Task requirements — Repeat every line of the data exactly, but not the pictures.

Information provided —
★ ★ ★ ★ ★ ★ ★
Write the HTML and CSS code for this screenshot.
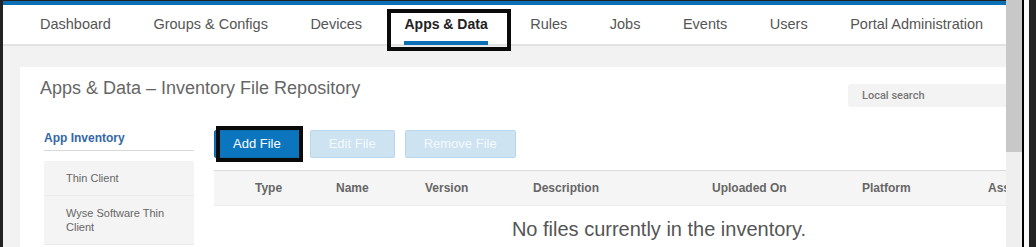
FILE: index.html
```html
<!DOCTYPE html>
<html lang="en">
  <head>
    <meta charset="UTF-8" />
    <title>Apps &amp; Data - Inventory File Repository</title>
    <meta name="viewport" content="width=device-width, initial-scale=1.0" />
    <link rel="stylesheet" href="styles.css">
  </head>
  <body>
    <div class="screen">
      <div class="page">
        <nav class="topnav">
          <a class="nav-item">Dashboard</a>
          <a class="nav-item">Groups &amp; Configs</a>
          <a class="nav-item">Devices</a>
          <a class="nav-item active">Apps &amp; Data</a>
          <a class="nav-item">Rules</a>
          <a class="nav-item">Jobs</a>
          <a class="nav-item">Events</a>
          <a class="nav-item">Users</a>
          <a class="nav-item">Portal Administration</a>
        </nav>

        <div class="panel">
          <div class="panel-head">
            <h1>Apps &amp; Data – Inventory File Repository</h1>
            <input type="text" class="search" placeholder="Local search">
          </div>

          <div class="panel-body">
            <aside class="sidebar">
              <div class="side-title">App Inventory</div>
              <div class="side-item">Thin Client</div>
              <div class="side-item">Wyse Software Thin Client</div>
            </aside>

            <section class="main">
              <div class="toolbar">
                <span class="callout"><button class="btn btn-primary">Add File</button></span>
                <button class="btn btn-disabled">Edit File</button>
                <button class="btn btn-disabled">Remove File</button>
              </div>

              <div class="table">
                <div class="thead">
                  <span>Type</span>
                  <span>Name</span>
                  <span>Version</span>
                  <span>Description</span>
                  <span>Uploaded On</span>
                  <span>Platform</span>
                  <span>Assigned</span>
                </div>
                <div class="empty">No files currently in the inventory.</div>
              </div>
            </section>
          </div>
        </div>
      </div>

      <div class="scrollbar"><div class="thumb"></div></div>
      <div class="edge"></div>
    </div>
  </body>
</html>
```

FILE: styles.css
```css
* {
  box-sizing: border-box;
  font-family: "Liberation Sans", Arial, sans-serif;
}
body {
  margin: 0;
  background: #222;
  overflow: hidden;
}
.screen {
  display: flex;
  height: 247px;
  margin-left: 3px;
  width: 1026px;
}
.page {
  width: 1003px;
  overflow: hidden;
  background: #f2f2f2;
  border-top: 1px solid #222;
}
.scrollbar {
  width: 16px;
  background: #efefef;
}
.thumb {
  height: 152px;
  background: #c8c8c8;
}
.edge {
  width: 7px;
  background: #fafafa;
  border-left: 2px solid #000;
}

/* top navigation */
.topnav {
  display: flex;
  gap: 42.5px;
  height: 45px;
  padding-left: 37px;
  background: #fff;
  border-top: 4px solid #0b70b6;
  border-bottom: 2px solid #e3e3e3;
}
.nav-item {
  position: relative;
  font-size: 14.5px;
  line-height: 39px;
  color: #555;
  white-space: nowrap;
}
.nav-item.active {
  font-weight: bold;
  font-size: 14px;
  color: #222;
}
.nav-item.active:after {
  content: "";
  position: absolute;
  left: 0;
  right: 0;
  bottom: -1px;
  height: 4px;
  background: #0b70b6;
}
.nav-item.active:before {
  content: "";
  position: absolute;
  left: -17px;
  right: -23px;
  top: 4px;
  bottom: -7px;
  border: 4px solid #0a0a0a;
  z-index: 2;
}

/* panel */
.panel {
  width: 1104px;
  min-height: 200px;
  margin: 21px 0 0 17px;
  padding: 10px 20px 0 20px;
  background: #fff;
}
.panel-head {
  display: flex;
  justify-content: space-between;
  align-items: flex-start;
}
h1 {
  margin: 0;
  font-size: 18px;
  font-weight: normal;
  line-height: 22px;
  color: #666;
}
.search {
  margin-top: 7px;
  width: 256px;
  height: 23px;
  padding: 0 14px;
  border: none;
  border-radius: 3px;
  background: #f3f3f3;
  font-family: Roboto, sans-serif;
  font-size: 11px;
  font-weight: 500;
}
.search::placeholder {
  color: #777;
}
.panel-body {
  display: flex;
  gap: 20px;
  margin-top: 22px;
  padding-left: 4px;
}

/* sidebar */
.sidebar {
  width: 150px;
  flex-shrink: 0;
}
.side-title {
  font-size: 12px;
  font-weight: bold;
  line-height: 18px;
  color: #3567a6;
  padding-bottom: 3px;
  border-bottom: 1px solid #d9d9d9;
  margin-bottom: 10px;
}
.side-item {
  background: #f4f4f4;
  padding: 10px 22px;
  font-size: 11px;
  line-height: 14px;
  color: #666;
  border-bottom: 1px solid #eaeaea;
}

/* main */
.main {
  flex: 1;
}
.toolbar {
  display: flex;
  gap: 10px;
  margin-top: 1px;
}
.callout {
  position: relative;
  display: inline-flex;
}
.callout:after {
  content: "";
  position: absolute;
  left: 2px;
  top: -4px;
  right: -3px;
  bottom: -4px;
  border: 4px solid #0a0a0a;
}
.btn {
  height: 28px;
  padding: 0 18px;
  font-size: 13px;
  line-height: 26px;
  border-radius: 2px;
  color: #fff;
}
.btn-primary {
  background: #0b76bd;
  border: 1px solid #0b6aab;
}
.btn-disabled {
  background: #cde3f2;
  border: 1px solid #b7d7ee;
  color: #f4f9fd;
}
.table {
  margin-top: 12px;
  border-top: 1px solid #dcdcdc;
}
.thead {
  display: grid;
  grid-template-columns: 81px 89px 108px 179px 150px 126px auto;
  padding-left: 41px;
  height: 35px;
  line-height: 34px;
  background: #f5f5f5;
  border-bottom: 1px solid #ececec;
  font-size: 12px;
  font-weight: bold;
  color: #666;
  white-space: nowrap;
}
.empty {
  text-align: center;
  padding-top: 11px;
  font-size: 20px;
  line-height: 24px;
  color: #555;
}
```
★ ★ ★ ★ ★ ★ ★
Task answer —
Write the HTML and CSS code for this screenshot.
FILE: index.html
```html
<!DOCTYPE html>
<html lang="en">
  <head>
    <meta charset="UTF-8" />
    <title>Apps &amp; Data - Inventory File Repository</title>
    <meta name="viewport" content="width=device-width, initial-scale=1.0" />
    <link rel="stylesheet" href="styles.css">
  </head>
  <body>
    <div class="screen">
      <div class="page">
        <nav class="topnav">
          <a class="nav-item">Dashboard</a>
          <a class="nav-item">Groups &amp; Configs</a>
          <a class="nav-item">Devices</a>
          <a class="nav-item active">Apps &amp; Data</a>
          <a class="nav-item">Rules</a>
          <a class="nav-item">Jobs</a>
          <a class="nav-item">Events</a>
          <a class="nav-item">Users</a>
          <a class="nav-item">Portal Administration</a>
        </nav>

        <div class="panel">
          <div class="panel-head">
            <h1>Apps &amp; Data – Inventory File Repository</h1>
            <input type="text" class="search" placeholder="Local search">
          </div>

          <div class="panel-body">
            <aside class="sidebar">
              <div class="side-title">App Inventory</div>
              <div class="side-item">Thin Client</div>
              <div class="side-item">Wyse Software Thin Client</div>
            </aside>

            <section class="main">
              <div class="toolbar">
                <span class="callout"><button class="btn btn-primary">Add File</button></span>
                <button class="btn btn-disabled">Edit File</button>
                <button class="btn btn-disabled">Remove File</button>
              </div>

              <div class="table">
                <div class="thead">
                  <span>Type</span>
                  <span>Name</span>
                  <span>Version</span>
                  <span>Description</span>
                  <span>Uploaded On</span>
                  <span>Platform</span>
                  <span>Assigned</span>
                </div>
                <div class="empty">No files currently in the inventory.</div>
              </div>
            </section>
          </div>
        </div>
      </div>

      <div class="scrollbar"><div class="thumb"></div></div>
      <div class="edge"></div>
    </div>
  </body>
</html>
```

FILE: styles.css
```css
* {
  box-sizing: border-box;
  font-family: "Liberation Sans", Arial, sans-serif;
}
body {
  margin: 0;
  background: #222;
  overflow: hidden;
}
.screen {
  display: flex;
  height: 247px;
  margin-left: 3px;
  width: 1026px;
}
.page {
  width: 1003px;
  overflow: hidden;
  background: #f2f2f2;
  border-top: 1px solid #222;
}
.scrollbar {
  width: 16px;
  background: #efefef;
}
.thumb {
  height: 152px;
  background: #c8c8c8;
}
.edge {
  width: 7px;
  background: #fafafa;
  border-left: 2px solid #000;
}

/* top navigation */
.topnav {
  display: flex;
  gap: 42.5px;
  height: 45px;
  padding-left: 37px;
  background: #fff;
  border-top: 4px solid #0b70b6;
  border-bottom: 2px solid #e3e3e3;
}
.nav-item {
  position: relative;
  font-size: 14.5px;
  line-height: 39px;
  color: #555;
  white-space: nowrap;
}
.nav-item.active {
  font-weight: bold;
  font-size: 14px;
  color: #222;
}
.nav-item.active:after {
  content: "";
  position: absolute;
  left: 0;
  right: 0;
  bottom: -1px;
  height: 4px;
  background: #0b70b6;
}
.nav-item.active:before {
  content: "";
  position: absolute;
  left: -17px;
  right: -23px;
  top: 4px;
  bottom: -7px;
  border: 4px solid #0a0a0a;
  z-index: 2;
}

/* panel */
.panel {
  width: 1104px;
  min-height: 200px;
  margin: 21px 0 0 17px;
  padding: 10px 20px 0 20px;
  background: #fff;
}
.panel-head {
  display: flex;
  justify-content: space-between;
  align-items: flex-start;
}
h1 {
  margin: 0;
  font-size: 18px;
  font-weight: normal;
  line-height: 22px;
  color: #666;
}
.search {
  margin-top: 7px;
  width: 256px;
  height: 23px;
  padding: 0 14px;
  border: none;
  border-radius: 3px;
  background: #f3f3f3;
  font-family: Roboto, sans-serif;
  font-size: 11px;
  font-weight: 500;
}
.search::placeholder {
  color: #777;
}
.panel-body {
  display: flex;
  gap: 20px;
  margin-top: 22px;
  padding-left: 4px;
}

/* sidebar */
.sidebar {
  width: 150px;
  flex-shrink: 0;
}
.side-title {
  font-size: 12px;
  font-weight: bold;
  line-height: 18px;
  color: #3567a6;
  padding-bottom: 3px;
  border-bottom: 1px solid #d9d9d9;
  margin-bottom: 10px;
}
.side-item {
  background: #f4f4f4;
  padding: 10px 22px;
  font-size: 11px;
  line-height: 14px;
  color: #666;
  border-bottom: 1px solid #eaeaea;
}

/* main */
.main {
  flex: 1;
}
.toolbar {
  display: flex;
  gap: 10px;
  margin-top: 1px;
}
.callout {
  position: relative;
  display: inline-flex;
}
.callout:after {
  content: "";
  position: absolute;
  left: 2px;
  top: -4px;
  right: -3px;
  bottom: -4px;
  border: 4px solid #0a0a0a;
}
.btn {
  height: 28px;
  padding: 0 18px;
  font-size: 13px;
  line-height: 26px;
  border-radius: 2px;
  color: #fff;
}
.btn-primary {
  background: #0b76bd;
  border: 1px solid #0b6aab;
}
.btn-disabled {
  background: #cde3f2;
  border: 1px solid #b7d7ee;
  color: #f4f9fd;
}
.table {
  margin-top: 12px;
  border-top: 1px solid #dcdcdc;
}
.thead {
  display: grid;
  grid-template-columns: 81px 89px 108px 179px 150px 126px auto;
  padding-left: 41px;
  height: 35px;
  line-height: 34px;
  background: #f5f5f5;
  border-bottom: 1px solid #ececec;
  font-size: 12px;
  font-weight: bold;
  color: #666;
  white-space: nowrap;
}
.empty {
  text-align: center;
  padding-top: 11px;
  font-size: 20px;
  line-height: 24px;
  color: #555;
}
```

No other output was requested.